Pendant que se déroulent ces mouvements de cavalerie dans l'angle, le centre du champ de bataille ne s'incurve plus : il plie littéralement devant les tirs concentrés des 130 pièces du général Drouot et l'avance lente mais constante de deux corps d'armée que viennent rapidement renforcer le Maréchal Mortier et le corps d'infanterie de la jeune garde, huit régiments survoltés qui s'avancent vers Liebertwolkwitz : oui, le village qui avait servi de point de regroupement à la cavalerie austro-russe la veille est devenu le point de convergence de l'infanterie française.

Et les alliés, lentement mais sûrement, refluent.

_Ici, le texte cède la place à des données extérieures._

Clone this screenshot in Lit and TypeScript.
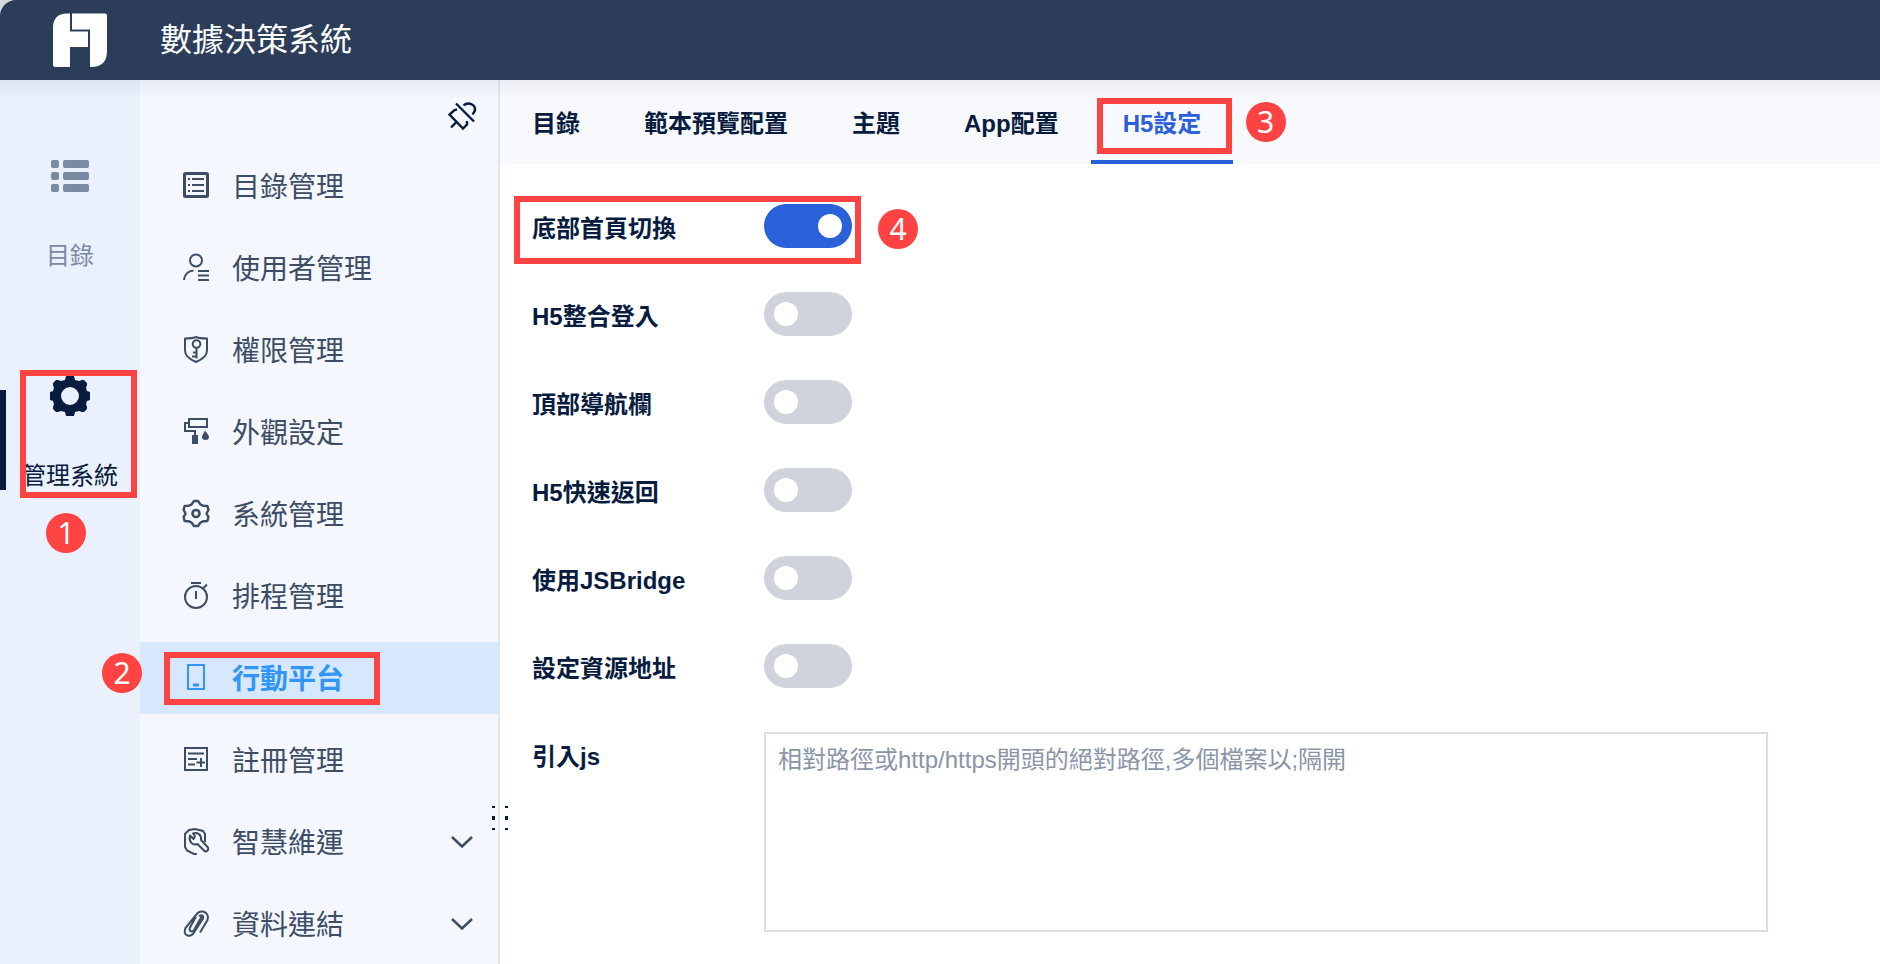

Cependant, leurs renforts arrivent de l'est et du sud, petit à petit, et leur permettent de faire le lien entre les unités épuisées qui se replient et les renforts qui arrivent. Comme la bataille est purement frontale, sans manœuvre savante de part ni d'autre, c'est le plus tenace qui normalement doit l'emporter.

Comme les deux armées en présence sont aussi tenaces l'une que l'autre, la bataille se désintègre en combats d'une extrême violence, entre les français qui essayent d'avancer et les alliés qui bloquent de toute part les attaques françaises, en reculant lentement, mais sans perdre leur cohésion générale.

La jeune garde atteint et dépasse Liebertwolkwitz, rien n'y fait.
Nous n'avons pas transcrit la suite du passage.